"""
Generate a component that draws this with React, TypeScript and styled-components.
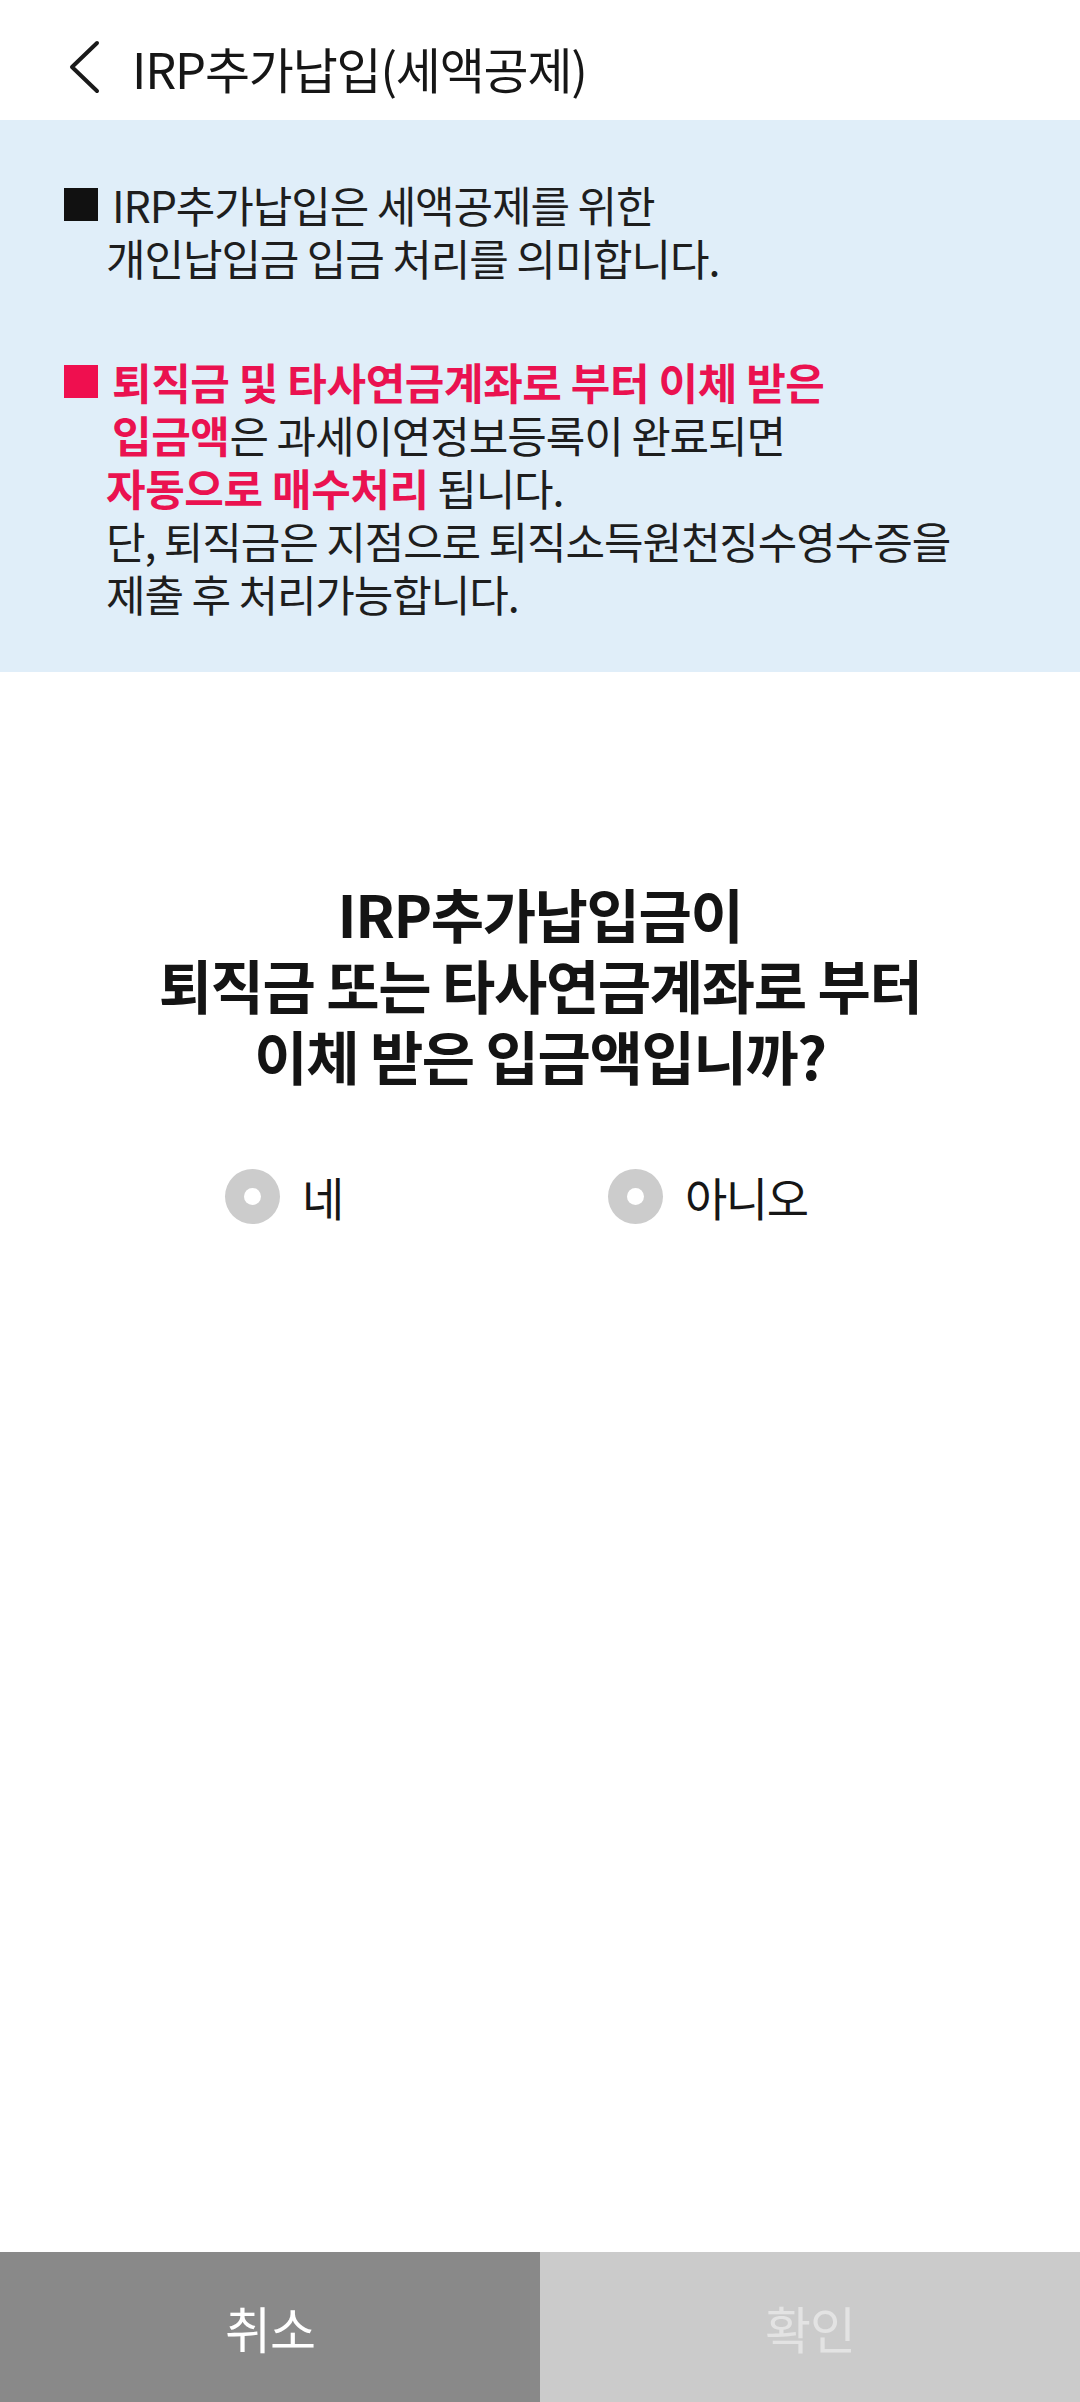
import styled, { createGlobalStyle } from "styled-components";

const GlobalStyle = createGlobalStyle`
  html, body {
    margin: 0;
    padding: 0;
    background: #ffffff;
  }
  body {
    font-family: "Noto Sans CJK KR", "Noto Sans", sans-serif;
    color: #1a1a1a;
  }
`;

const Page = styled.div`
  display: flex;
  flex-direction: column;
  min-height: 100vh;
`;

const Header = styled.header`
  display: flex;
  align-items: center;
  gap: 30px;
  height: 120px;
  padding: 14px 0 0 66px;
  box-sizing: border-box;
`;

const BackButton = styled.button`
  display: flex;
  align-items: center;
  justify-content: center;
  width: 36px;
  height: 56px;
  padding: 0;
  border: 0;
  background: none;
`;

const Title = styled.h1`
  margin: 0;
  font-size: 49px;
  font-weight: 400;
  letter-spacing: -1.2px;
  color: #161616;
`;

const Notice = styled.section`
  display: flex;
  flex-direction: column;
  gap: 71px;
  padding: 58px 30px 52px 64px;
  background: #e0eef9;
`;

const Para = styled.p`
  position: relative;
  margin: 0;
  padding-left: 42px;
  font-size: 43px;
  line-height: 53px;
  letter-spacing: -1.1px;
  color: #1e1e1e;
`;

const Line = styled.span<{ $indent?: number }>`
  display: block;
  text-indent: ${(p) => p.$indent ?? 0}px;
`;

const Bullet = styled.span<{ $tone: "dark" | "red" }>`
  position: absolute;
  left: 0;
  top: 10px;
  width: 34px;
  height: 33px;
  background: ${(p) => (p.$tone === "red" ? "#ef0f4f" : "#111111")};
`;

const Strong = styled.b`
  font-weight: 700;
  letter-spacing: -0.4px;
  color: #ea1250;
`;

const Question = styled.h2`
  margin: 206px 0 0;
  text-align: center;
  font-size: 58px;
  line-height: 71px;
  font-weight: 700;
  letter-spacing: -1.4px;
  color: #141414;
`;

const RadioRow = styled.div`
  display: grid;
  grid-template-columns: 383px auto;
  margin-top: 77px;
  padding-left: 225px;
`;

const RadioOption = styled.label`
  display: flex;
  align-items: center;
  gap: 22px;
  height: 56px;
  font-size: 46px;
  letter-spacing: -1.5px;
  color: #161616;
`;

const RadioDot = styled.span`
  display: flex;
  align-items: center;
  justify-content: center;
  width: 55px;
  height: 55px;
  border-radius: 50%;
  background: #cccccc;

  &::after {
    content: "";
    width: 17px;
    height: 17px;
    border-radius: 50%;
    background: #ffffff;
  }
`;

const Spacer = styled.div`
  flex: 1;
`;

const Footer = styled.footer`
  display: grid;
  grid-template-columns: 1fr 1fr;
  height: 150px;
`;

const FooterButton = styled.button<{ $variant: "cancel" | "confirm" }>`
  border: 0;
  margin: 0;
  font-family: inherit;
  font-size: 50px;
  letter-spacing: -1px;
  background: ${(p) => (p.$variant === "cancel" ? "#898989" : "#cbcbcb")};
  color: ${(p) => (p.$variant === "cancel" ? "#ffffff" : "#e3e3e3")};
`;

const ChevronLeft = () => (
  <svg width="34" height="54" viewBox="0 0 34 54" fill="none">
    <path
      d="M30 3 L5 27 L30 51"
      stroke="#1a1a1a"
      strokeWidth="4"
      strokeLinecap="round"
      strokeLinejoin="round"
    />
  </svg>
);

export default function App() {
  return (
    <>
      <GlobalStyle />
      <Page>
        <Header>
          <BackButton aria-label="뒤로">
            <ChevronLeft />
          </BackButton>
          <Title>IRP추가납입(세액공제)</Title>
        </Header>

        <Notice>
          <Para>
            <Bullet $tone="dark" />
            <Line $indent={6}>IRP추가납입은 세액공제를 위한</Line>
            <Line>개인납입금 입금 처리를 의미합니다.</Line>
          </Para>
          <Para>
            <Bullet $tone="red" />
            <Line $indent={6}>
              <Strong>퇴직금 및 타사연금계좌로 부터 이체 받은</Strong>
            </Line>
            <Line $indent={6}>
              <Strong>입금액</Strong>은 과세이연정보등록이 완료되면
            </Line>
            <Line>
              <Strong>자동으로 매수처리</Strong> 됩니다.
            </Line>
            <Line>단, 퇴직금은 지점으로 퇴직소득원천징수영수증을</Line>
            <Line>제출 후 처리가능합니다.</Line>
          </Para>
        </Notice>

        <Question>
          IRP추가납입금이
          <br />
          퇴직금 또는 타사연금계좌로 부터
          <br />
          이체 받은 입금액입니까?
        </Question>

        <RadioRow>
          <RadioOption>
            <RadioDot />네
          </RadioOption>
          <RadioOption>
            <RadioDot />아니오
          </RadioOption>
        </RadioRow>

        <Spacer />

        <Footer>
          <FooterButton $variant="cancel">취소</FooterButton>
          <FooterButton $variant="confirm">확인</FooterButton>
        </Footer>
      </Page>
    </>
  );
}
"""
◆ Written request:
Set the listing down in full and exactly. Pictures within it should not appear in the copy.

◆ Final answer:
Generate a component that draws this with React, TypeScript and styled-components.
import styled, { createGlobalStyle } from "styled-components";

const GlobalStyle = createGlobalStyle`
  html, body {
    margin: 0;
    padding: 0;
    background: #ffffff;
  }
  body {
    font-family: "Noto Sans CJK KR", "Noto Sans", sans-serif;
    color: #1a1a1a;
  }
`;

const Page = styled.div`
  display: flex;
  flex-direction: column;
  min-height: 100vh;
`;

const Header = styled.header`
  display: flex;
  align-items: center;
  gap: 30px;
  height: 120px;
  padding: 14px 0 0 66px;
  box-sizing: border-box;
`;

const BackButton = styled.button`
  display: flex;
  align-items: center;
  justify-content: center;
  width: 36px;
  height: 56px;
  padding: 0;
  border: 0;
  background: none;
`;

const Title = styled.h1`
  margin: 0;
  font-size: 49px;
  font-weight: 400;
  letter-spacing: -1.2px;
  color: #161616;
`;

const Notice = styled.section`
  display: flex;
  flex-direction: column;
  gap: 71px;
  padding: 58px 30px 52px 64px;
  background: #e0eef9;
`;

const Para = styled.p`
  position: relative;
  margin: 0;
  padding-left: 42px;
  font-size: 43px;
  line-height: 53px;
  letter-spacing: -1.1px;
  color: #1e1e1e;
`;

const Line = styled.span<{ $indent?: number }>`
  display: block;
  text-indent: ${(p) => p.$indent ?? 0}px;
`;

const Bullet = styled.span<{ $tone: "dark" | "red" }>`
  position: absolute;
  left: 0;
  top: 10px;
  width: 34px;
  height: 33px;
  background: ${(p) => (p.$tone === "red" ? "#ef0f4f" : "#111111")};
`;

const Strong = styled.b`
  font-weight: 700;
  letter-spacing: -0.4px;
  color: #ea1250;
`;

const Question = styled.h2`
  margin: 206px 0 0;
  text-align: center;
  font-size: 58px;
  line-height: 71px;
  font-weight: 700;
  letter-spacing: -1.4px;
  color: #141414;
`;

const RadioRow = styled.div`
  display: grid;
  grid-template-columns: 383px auto;
  margin-top: 77px;
  padding-left: 225px;
`;

const RadioOption = styled.label`
  display: flex;
  align-items: center;
  gap: 22px;
  height: 56px;
  font-size: 46px;
  letter-spacing: -1.5px;
  color: #161616;
`;

const RadioDot = styled.span`
  display: flex;
  align-items: center;
  justify-content: center;
  width: 55px;
  height: 55px;
  border-radius: 50%;
  background: #cccccc;

  &::after {
    content: "";
    width: 17px;
    height: 17px;
    border-radius: 50%;
    background: #ffffff;
  }
`;

const Spacer = styled.div`
  flex: 1;
`;

const Footer = styled.footer`
  display: grid;
  grid-template-columns: 1fr 1fr;
  height: 150px;
`;

const FooterButton = styled.button<{ $variant: "cancel" | "confirm" }>`
  border: 0;
  margin: 0;
  font-family: inherit;
  font-size: 50px;
  letter-spacing: -1px;
  background: ${(p) => (p.$variant === "cancel" ? "#898989" : "#cbcbcb")};
  color: ${(p) => (p.$variant === "cancel" ? "#ffffff" : "#e3e3e3")};
`;

const ChevronLeft = () => (
  <svg width="34" height="54" viewBox="0 0 34 54" fill="none">
    <path
      d="M30 3 L5 27 L30 51"
      stroke="#1a1a1a"
      strokeWidth="4"
      strokeLinecap="round"
      strokeLinejoin="round"
    />
  </svg>
);

export default function App() {
  return (
    <>
      <GlobalStyle />
      <Page>
        <Header>
          <BackButton aria-label="뒤로">
            <ChevronLeft />
          </BackButton>
          <Title>IRP추가납입(세액공제)</Title>
        </Header>

        <Notice>
          <Para>
            <Bullet $tone="dark" />
            <Line $indent={6}>IRP추가납입은 세액공제를 위한</Line>
            <Line>개인납입금 입금 처리를 의미합니다.</Line>
          </Para>
          <Para>
            <Bullet $tone="red" />
            <Line $indent={6}>
              <Strong>퇴직금 및 타사연금계좌로 부터 이체 받은</Strong>
            </Line>
            <Line $indent={6}>
              <Strong>입금액</Strong>은 과세이연정보등록이 완료되면
            </Line>
            <Line>
              <Strong>자동으로 매수처리</Strong> 됩니다.
            </Line>
            <Line>단, 퇴직금은 지점으로 퇴직소득원천징수영수증을</Line>
            <Line>제출 후 처리가능합니다.</Line>
          </Para>
        </Notice>

        <Question>
          IRP추가납입금이
          <br />
          퇴직금 또는 타사연금계좌로 부터
          <br />
          이체 받은 입금액입니까?
        </Question>

        <RadioRow>
          <RadioOption>
            <RadioDot />네
          </RadioOption>
          <RadioOption>
            <RadioDot />아니오
          </RadioOption>
        </RadioRow>

        <Spacer />

        <Footer>
          <FooterButton $variant="cancel">취소</FooterButton>
          <FooterButton $variant="confirm">확인</FooterButton>
        </Footer>
      </Page>
    </>
  );
}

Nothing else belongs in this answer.